-- STORED DATA --
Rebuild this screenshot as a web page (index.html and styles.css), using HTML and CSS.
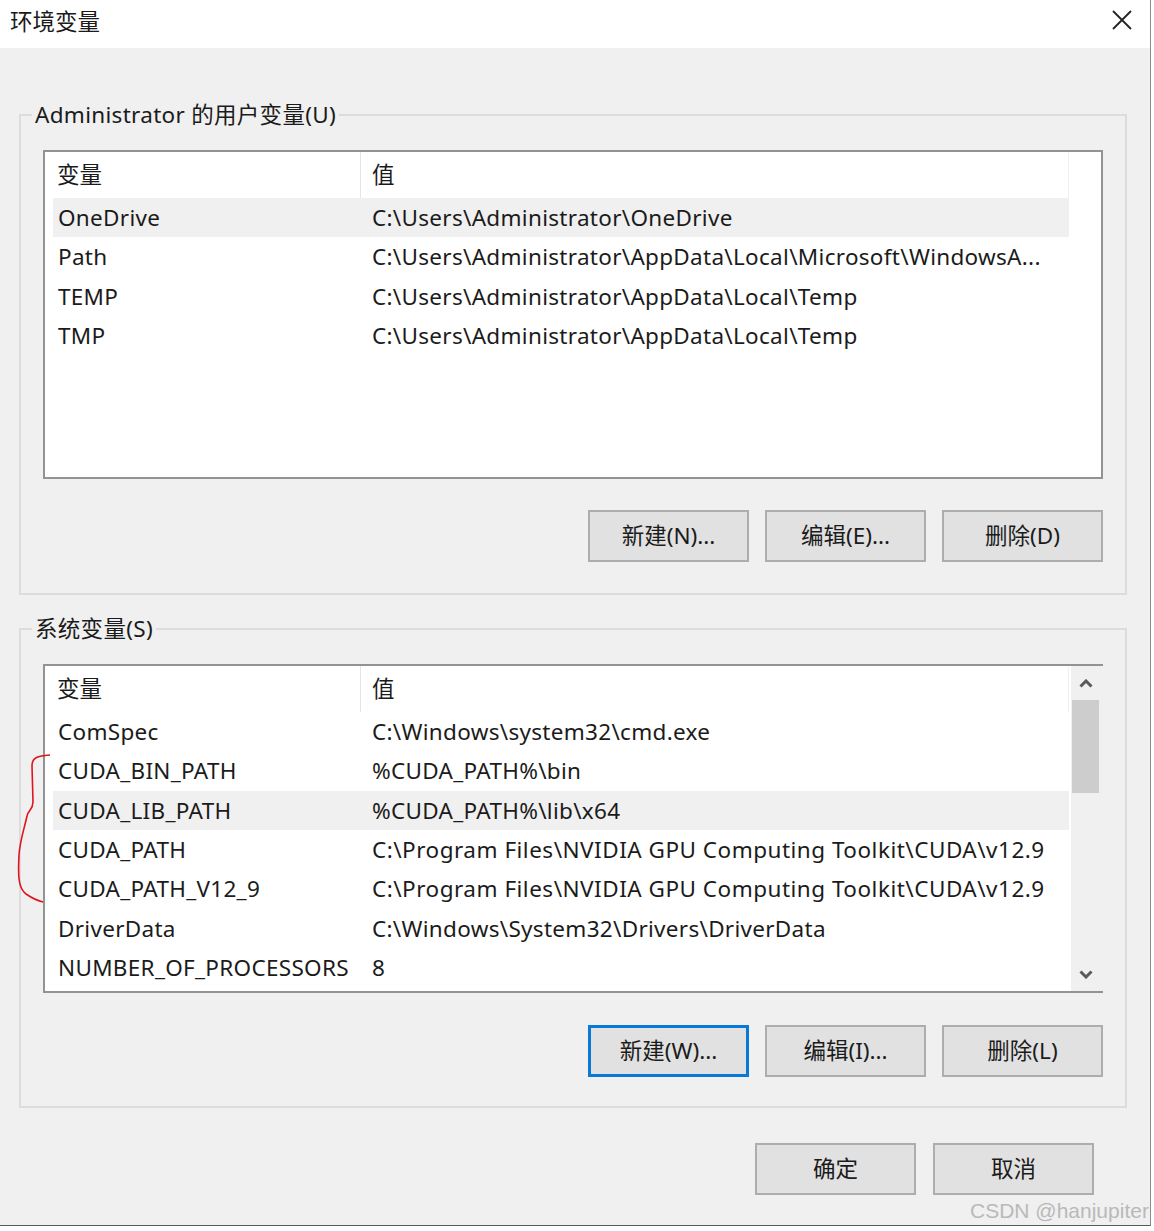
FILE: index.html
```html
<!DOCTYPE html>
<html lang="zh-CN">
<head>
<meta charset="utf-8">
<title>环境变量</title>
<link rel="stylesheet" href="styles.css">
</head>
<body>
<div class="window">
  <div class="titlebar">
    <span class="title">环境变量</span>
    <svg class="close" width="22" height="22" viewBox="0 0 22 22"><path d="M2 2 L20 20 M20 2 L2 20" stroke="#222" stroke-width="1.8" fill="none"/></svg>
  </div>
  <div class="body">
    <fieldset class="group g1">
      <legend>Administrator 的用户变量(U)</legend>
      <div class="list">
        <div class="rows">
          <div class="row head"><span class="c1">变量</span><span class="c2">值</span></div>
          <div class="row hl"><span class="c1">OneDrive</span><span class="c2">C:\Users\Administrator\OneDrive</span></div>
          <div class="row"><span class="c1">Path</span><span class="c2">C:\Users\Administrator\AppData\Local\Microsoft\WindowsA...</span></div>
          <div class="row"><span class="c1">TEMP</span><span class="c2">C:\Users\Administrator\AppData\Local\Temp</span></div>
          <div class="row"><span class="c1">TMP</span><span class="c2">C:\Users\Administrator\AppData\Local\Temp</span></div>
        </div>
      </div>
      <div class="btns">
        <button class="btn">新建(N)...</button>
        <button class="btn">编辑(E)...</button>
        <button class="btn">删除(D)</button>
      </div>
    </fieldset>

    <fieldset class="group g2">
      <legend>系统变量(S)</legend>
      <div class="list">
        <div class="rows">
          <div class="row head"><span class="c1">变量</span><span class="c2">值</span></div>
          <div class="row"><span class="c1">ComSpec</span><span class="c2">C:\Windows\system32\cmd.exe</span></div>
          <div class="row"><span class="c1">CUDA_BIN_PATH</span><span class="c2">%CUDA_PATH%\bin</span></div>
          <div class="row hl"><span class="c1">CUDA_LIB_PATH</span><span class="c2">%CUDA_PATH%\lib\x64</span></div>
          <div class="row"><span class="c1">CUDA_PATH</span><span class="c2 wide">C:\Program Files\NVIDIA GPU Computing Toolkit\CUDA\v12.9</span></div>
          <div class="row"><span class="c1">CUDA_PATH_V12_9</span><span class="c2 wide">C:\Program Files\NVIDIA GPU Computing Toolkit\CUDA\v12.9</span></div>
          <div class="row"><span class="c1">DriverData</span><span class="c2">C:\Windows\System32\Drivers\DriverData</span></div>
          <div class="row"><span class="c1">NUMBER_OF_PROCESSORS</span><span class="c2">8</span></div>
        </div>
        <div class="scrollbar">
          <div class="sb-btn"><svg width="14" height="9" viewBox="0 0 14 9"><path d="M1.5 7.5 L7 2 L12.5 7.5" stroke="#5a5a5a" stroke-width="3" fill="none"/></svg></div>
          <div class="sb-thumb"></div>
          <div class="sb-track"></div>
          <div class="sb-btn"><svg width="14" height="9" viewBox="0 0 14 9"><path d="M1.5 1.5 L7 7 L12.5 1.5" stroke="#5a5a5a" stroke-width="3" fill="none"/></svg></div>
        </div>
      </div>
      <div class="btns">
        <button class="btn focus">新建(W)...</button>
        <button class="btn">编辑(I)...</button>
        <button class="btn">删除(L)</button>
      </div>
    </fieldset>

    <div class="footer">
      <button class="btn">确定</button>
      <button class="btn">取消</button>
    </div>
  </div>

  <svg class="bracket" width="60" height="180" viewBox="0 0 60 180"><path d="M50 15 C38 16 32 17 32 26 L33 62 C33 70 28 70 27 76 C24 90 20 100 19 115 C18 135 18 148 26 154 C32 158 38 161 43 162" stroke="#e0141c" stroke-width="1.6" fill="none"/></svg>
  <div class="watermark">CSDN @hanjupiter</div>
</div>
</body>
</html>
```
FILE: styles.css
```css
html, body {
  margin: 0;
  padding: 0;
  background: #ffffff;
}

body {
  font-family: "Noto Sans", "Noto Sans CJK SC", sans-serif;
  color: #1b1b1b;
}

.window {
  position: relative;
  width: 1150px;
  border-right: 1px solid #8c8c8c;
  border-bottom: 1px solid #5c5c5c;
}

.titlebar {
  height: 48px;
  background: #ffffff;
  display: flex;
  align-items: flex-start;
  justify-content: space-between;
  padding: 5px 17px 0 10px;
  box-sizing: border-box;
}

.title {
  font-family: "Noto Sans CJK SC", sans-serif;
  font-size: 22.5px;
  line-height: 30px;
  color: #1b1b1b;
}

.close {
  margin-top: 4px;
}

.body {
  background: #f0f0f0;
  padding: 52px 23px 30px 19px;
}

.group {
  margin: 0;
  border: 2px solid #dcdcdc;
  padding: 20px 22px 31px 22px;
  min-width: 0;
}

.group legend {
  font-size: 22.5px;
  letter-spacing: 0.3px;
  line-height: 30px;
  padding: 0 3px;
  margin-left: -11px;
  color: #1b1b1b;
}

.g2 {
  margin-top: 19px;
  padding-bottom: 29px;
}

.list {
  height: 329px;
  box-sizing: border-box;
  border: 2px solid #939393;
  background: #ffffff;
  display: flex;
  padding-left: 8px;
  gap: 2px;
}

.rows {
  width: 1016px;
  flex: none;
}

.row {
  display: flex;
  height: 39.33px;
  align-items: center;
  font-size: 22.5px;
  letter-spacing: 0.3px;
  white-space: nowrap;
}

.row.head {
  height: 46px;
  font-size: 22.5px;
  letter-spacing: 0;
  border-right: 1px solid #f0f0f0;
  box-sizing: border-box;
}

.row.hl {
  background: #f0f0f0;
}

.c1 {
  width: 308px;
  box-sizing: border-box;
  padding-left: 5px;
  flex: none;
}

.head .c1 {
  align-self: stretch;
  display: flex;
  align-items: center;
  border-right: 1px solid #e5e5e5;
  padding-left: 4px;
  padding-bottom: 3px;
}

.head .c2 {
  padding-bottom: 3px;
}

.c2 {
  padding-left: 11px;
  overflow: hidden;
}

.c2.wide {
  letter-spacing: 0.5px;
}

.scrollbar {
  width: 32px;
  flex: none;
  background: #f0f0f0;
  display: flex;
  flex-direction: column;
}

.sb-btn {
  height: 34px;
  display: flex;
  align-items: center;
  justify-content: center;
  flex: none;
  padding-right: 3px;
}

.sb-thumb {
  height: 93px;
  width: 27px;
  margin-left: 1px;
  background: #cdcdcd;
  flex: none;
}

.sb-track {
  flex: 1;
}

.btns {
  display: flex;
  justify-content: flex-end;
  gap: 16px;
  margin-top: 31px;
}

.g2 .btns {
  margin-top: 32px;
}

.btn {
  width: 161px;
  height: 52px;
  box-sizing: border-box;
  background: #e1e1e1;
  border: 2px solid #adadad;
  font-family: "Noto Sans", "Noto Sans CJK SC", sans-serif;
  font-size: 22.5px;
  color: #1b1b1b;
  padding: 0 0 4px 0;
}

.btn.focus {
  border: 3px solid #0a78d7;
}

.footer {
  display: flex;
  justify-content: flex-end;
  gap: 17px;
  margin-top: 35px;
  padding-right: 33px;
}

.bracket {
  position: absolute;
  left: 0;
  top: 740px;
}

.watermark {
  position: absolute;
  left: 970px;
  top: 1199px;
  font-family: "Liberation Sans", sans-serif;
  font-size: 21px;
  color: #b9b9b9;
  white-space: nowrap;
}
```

-- EXERCISE DETAILS --
Pictures are excluded; output everything else in the data verbatim.

-- EXERCISE RESPONSE --
Rebuild this screenshot as a web page (index.html and styles.css), using HTML and CSS.
FILE: index.html
```html
<!DOCTYPE html>
<html lang="zh-CN">
<head>
<meta charset="utf-8">
<title>环境变量</title>
<link rel="stylesheet" href="styles.css">
</head>
<body>
<div class="window">
  <div class="titlebar">
    <span class="title">环境变量</span>
    <svg class="close" width="22" height="22" viewBox="0 0 22 22"><path d="M2 2 L20 20 M20 2 L2 20" stroke="#222" stroke-width="1.8" fill="none"/></svg>
  </div>
  <div class="body">
    <fieldset class="group g1">
      <legend>Administrator 的用户变量(U)</legend>
      <div class="list">
        <div class="rows">
          <div class="row head"><span class="c1">变量</span><span class="c2">值</span></div>
          <div class="row hl"><span class="c1">OneDrive</span><span class="c2">C:\Users\Administrator\OneDrive</span></div>
          <div class="row"><span class="c1">Path</span><span class="c2">C:\Users\Administrator\AppData\Local\Microsoft\WindowsA...</span></div>
          <div class="row"><span class="c1">TEMP</span><span class="c2">C:\Users\Administrator\AppData\Local\Temp</span></div>
          <div class="row"><span class="c1">TMP</span><span class="c2">C:\Users\Administrator\AppData\Local\Temp</span></div>
        </div>
      </div>
      <div class="btns">
        <button class="btn">新建(N)...</button>
        <button class="btn">编辑(E)...</button>
        <button class="btn">删除(D)</button>
      </div>
    </fieldset>

    <fieldset class="group g2">
      <legend>系统变量(S)</legend>
      <div class="list">
        <div class="rows">
          <div class="row head"><span class="c1">变量</span><span class="c2">值</span></div>
          <div class="row"><span class="c1">ComSpec</span><span class="c2">C:\Windows\system32\cmd.exe</span></div>
          <div class="row"><span class="c1">CUDA_BIN_PATH</span><span class="c2">%CUDA_PATH%\bin</span></div>
          <div class="row hl"><span class="c1">CUDA_LIB_PATH</span><span class="c2">%CUDA_PATH%\lib\x64</span></div>
          <div class="row"><span class="c1">CUDA_PATH</span><span class="c2 wide">C:\Program Files\NVIDIA GPU Computing Toolkit\CUDA\v12.9</span></div>
          <div class="row"><span class="c1">CUDA_PATH_V12_9</span><span class="c2 wide">C:\Program Files\NVIDIA GPU Computing Toolkit\CUDA\v12.9</span></div>
          <div class="row"><span class="c1">DriverData</span><span class="c2">C:\Windows\System32\Drivers\DriverData</span></div>
          <div class="row"><span class="c1">NUMBER_OF_PROCESSORS</span><span class="c2">8</span></div>
        </div>
        <div class="scrollbar">
          <div class="sb-btn"><svg width="14" height="9" viewBox="0 0 14 9"><path d="M1.5 7.5 L7 2 L12.5 7.5" stroke="#5a5a5a" stroke-width="3" fill="none"/></svg></div>
          <div class="sb-thumb"></div>
          <div class="sb-track"></div>
          <div class="sb-btn"><svg width="14" height="9" viewBox="0 0 14 9"><path d="M1.5 1.5 L7 7 L12.5 1.5" stroke="#5a5a5a" stroke-width="3" fill="none"/></svg></div>
        </div>
      </div>
      <div class="btns">
        <button class="btn focus">新建(W)...</button>
        <button class="btn">编辑(I)...</button>
        <button class="btn">删除(L)</button>
      </div>
    </fieldset>

    <div class="footer">
      <button class="btn">确定</button>
      <button class="btn">取消</button>
    </div>
  </div>

  <svg class="bracket" width="60" height="180" viewBox="0 0 60 180"><path d="M50 15 C38 16 32 17 32 26 L33 62 C33 70 28 70 27 76 C24 90 20 100 19 115 C18 135 18 148 26 154 C32 158 38 161 43 162" stroke="#e0141c" stroke-width="1.6" fill="none"/></svg>
  <div class="watermark">CSDN @hanjupiter</div>
</div>
</body>
</html>
```
FILE: styles.css
```css
html, body {
  margin: 0;
  padding: 0;
  background: #ffffff;
}

body {
  font-family: "Noto Sans", "Noto Sans CJK SC", sans-serif;
  color: #1b1b1b;
}

.window {
  position: relative;
  width: 1150px;
  border-right: 1px solid #8c8c8c;
  border-bottom: 1px solid #5c5c5c;
}

.titlebar {
  height: 48px;
  background: #ffffff;
  display: flex;
  align-items: flex-start;
  justify-content: space-between;
  padding: 5px 17px 0 10px;
  box-sizing: border-box;
}

.title {
  font-family: "Noto Sans CJK SC", sans-serif;
  font-size: 22.5px;
  line-height: 30px;
  color: #1b1b1b;
}

.close {
  margin-top: 4px;
}

.body {
  background: #f0f0f0;
  padding: 52px 23px 30px 19px;
}

.group {
  margin: 0;
  border: 2px solid #dcdcdc;
  padding: 20px 22px 31px 22px;
  min-width: 0;
}

.group legend {
  font-size: 22.5px;
  letter-spacing: 0.3px;
  line-height: 30px;
  padding: 0 3px;
  margin-left: -11px;
  color: #1b1b1b;
}

.g2 {
  margin-top: 19px;
  padding-bottom: 29px;
}

.list {
  height: 329px;
  box-sizing: border-box;
  border: 2px solid #939393;
  background: #ffffff;
  display: flex;
  padding-left: 8px;
  gap: 2px;
}

.rows {
  width: 1016px;
  flex: none;
}

.row {
  display: flex;
  height: 39.33px;
  align-items: center;
  font-size: 22.5px;
  letter-spacing: 0.3px;
  white-space: nowrap;
}

.row.head {
  height: 46px;
  font-size: 22.5px;
  letter-spacing: 0;
  border-right: 1px solid #f0f0f0;
  box-sizing: border-box;
}

.row.hl {
  background: #f0f0f0;
}

.c1 {
  width: 308px;
  box-sizing: border-box;
  padding-left: 5px;
  flex: none;
}

.head .c1 {
  align-self: stretch;
  display: flex;
  align-items: center;
  border-right: 1px solid #e5e5e5;
  padding-left: 4px;
  padding-bottom: 3px;
}

.head .c2 {
  padding-bottom: 3px;
}

.c2 {
  padding-left: 11px;
  overflow: hidden;
}

.c2.wide {
  letter-spacing: 0.5px;
}

.scrollbar {
  width: 32px;
  flex: none;
  background: #f0f0f0;
  display: flex;
  flex-direction: column;
}

.sb-btn {
  height: 34px;
  display: flex;
  align-items: center;
  justify-content: center;
  flex: none;
  padding-right: 3px;
}

.sb-thumb {
  height: 93px;
  width: 27px;
  margin-left: 1px;
  background: #cdcdcd;
  flex: none;
}

.sb-track {
  flex: 1;
}

.btns {
  display: flex;
  justify-content: flex-end;
  gap: 16px;
  margin-top: 31px;
}

.g2 .btns {
  margin-top: 32px;
}

.btn {
  width: 161px;
  height: 52px;
  box-sizing: border-box;
  background: #e1e1e1;
  border: 2px solid #adadad;
  font-family: "Noto Sans", "Noto Sans CJK SC", sans-serif;
  font-size: 22.5px;
  color: #1b1b1b;
  padding: 0 0 4px 0;
}

.btn.focus {
  border: 3px solid #0a78d7;
}

.footer {
  display: flex;
  justify-content: flex-end;
  gap: 17px;
  margin-top: 35px;
  padding-right: 33px;
}

.bracket {
  position: absolute;
  left: 0;
  top: 740px;
}

.watermark {
  position: absolute;
  left: 970px;
  top: 1199px;
  font-family: "Liberation Sans", sans-serif;
  font-size: 21px;
  color: #b9b9b9;
  white-space: nowrap;
}
```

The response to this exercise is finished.